6. Se projeter et rebondir (Si possible)
Même si l’abri disparaît un temps, il existe des pistes pour retrouver stabilité :
- Aides sociales : RSA, ASS, microcrédits, aides au logement.
- Colocations solidaires : Projets intergénérationnels (ex. Lazare en France et en Belgique, Abbeyfield en Belgique).
- Housing First : Dispositifs de relogement direct, comme Toit à moi.
- Bilan de compétences, formations courtes : Certaines structures accompagnent les seniors à retrouver un projet.
La perte du chômage et du logement à plus de 50 ans est une violence sociale. Mais ce n’est pas un destin irréversible. Se préparer, protéger l’essentiel, connaître les aides, adopter des routines et rester relié aux autres sont autant de clés pour tenir, puis rebondir. Même dans l’adversité la plus rude, chaque geste compte : un café chaud partagé, un sourire échangé, un mot écrit dans un carnet. La dignité se construit dans ces petits riens. Un proverbe africain dit : « Tant que tu n’as pas abandonné, tu n’as pas perdu. »

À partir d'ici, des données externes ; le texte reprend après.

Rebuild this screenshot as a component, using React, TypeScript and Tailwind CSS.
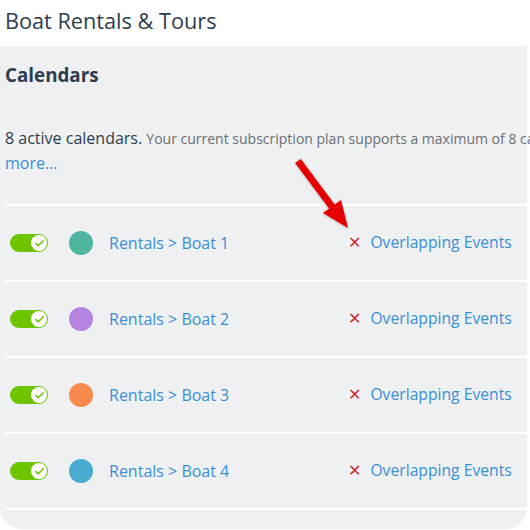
import { Check } from 'lucide-react'

const calendars = [
  { name: 'Rentals > Boat 1', color: 'bg-[#4fb5a1]' },
  { name: 'Rentals > Boat 2', color: 'bg-[#b584e0]' },
  { name: 'Rentals > Boat 3', color: 'bg-[#f78b4d]' },
  { name: 'Rentals > Boat 4', color: 'bg-[#4aabd0]' },
]

function Toggle() {
  return (
    <div className="w-[38px] h-[18px] rounded-full bg-[#6dc501] flex items-center justify-end pr-[1px]">
      <div className="w-[16px] h-[16px] rounded-full bg-white flex items-center justify-center">
        <Check className="w-[11px] h-[11px] text-[#6dc501]" strokeWidth={3.5} />
      </div>
    </div>
  )
}

export default function App() {
  return (
    <div className="relative w-[530px] h-[530px] overflow-hidden bg-white font-['Open_Sans',sans-serif]">
      {/* Page title */}
      <div className="h-[46px] flex items-center px-[5px]">
        <h1 className="text-[21.7px] text-[#2c3d4d] leading-none -mt-[4px]">Boat Rentals &amp; Tours</h1>
      </div>

      {/* Calendars panel */}
      <div className="w-[527px] h-[483px] bg-[#eff0f2] rounded-b-[22px] pl-[5px]">
        <h2 className="pt-[17px] text-[18.8px] font-bold text-[#2c3d4d] leading-[24px]">Calendars</h2>

        <div className="mt-[39px] leading-[24px] whitespace-nowrap">
          <span className="text-[16px] text-[#2c3d4d]">8 active calendars.</span>{' '}
          <span className="text-[14px] text-[#6b6f74]">
            Your current subscription plan supports a maximum of 8 calendars.
          </span>
        </div>
        <div className="text-[16px] text-[#3a8fd9] leading-[24px]">more...</div>

        <div className="mt-[29px]">
          {calendars.map((c) => (
            <div key={c.name} className="border-t-2 border-white h-[76px] flex items-center">
              <div className="pl-[5px] w-[64px]">
                <Toggle />
              </div>
              <div className={`w-[24px] h-[24px] rounded-full ${c.color}`} />
              <span className="ml-[16px] w-[239px] text-[16px] text-[#3a8fd9]">{c.name}</span>
              <span className="text-[#d6262b] text-[16px] leading-none font-bold font-['DejaVu_Sans',sans-serif]">✕</span>
              <span className="ml-[9px] text-[15.7px] text-[#3a8fd9]">Overlapping Events</span>
            </div>
          ))}
          <div className="border-t-2 border-white" />
        </div>
      </div>

      {/* Annotation arrow */}
      <svg className="absolute left-0 top-0 pointer-events-none" width="530" height="530">
        <defs>
          <filter id="sh" x="-20%" y="-20%" width="140%" height="140%">
            <feDropShadow dx="0" dy="0.5" stdDeviation="0.8" floodColor="#000" floodOpacity="0.35" />
          </filter>
        </defs>
        <g filter="url(#sh)">
          <line x1="298" y1="161" x2="333" y2="208" stroke="#e60000" strokeWidth="7" strokeLinecap="butt" />
          <polygon points="348,228 323,213 341,200" fill="#e60000" />
        </g>
      </svg>
    </div>
  )
}
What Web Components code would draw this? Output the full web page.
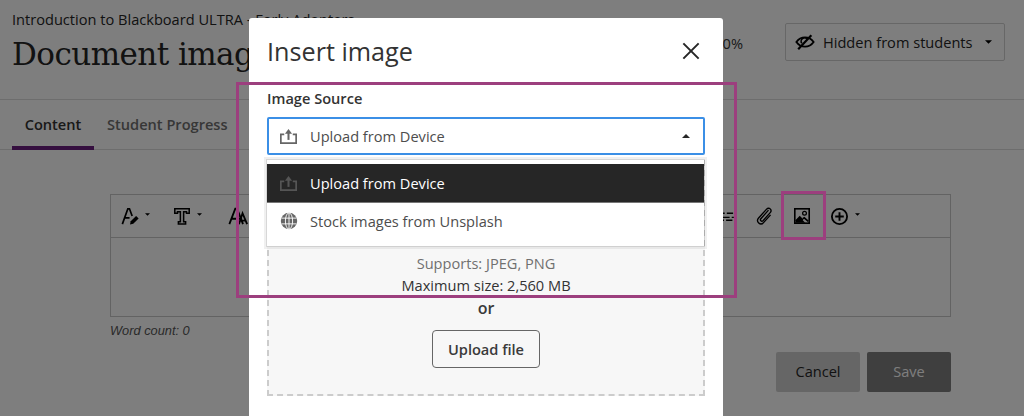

Chaque pas compte. Chaque geste pour soi-même ou pour les autres nourrit cette dignité qu’aucune crise ne peut effacer.
Ce guide se veut un compagnon discret : non pas un manuel de survie dramatique, mais un rappel que vous n’êtes pas seul. Des associations, des bénévoles, parfois même des inconnus croisés sur un trottoir, peuvent être ce relais d’humanité qui fait la différence.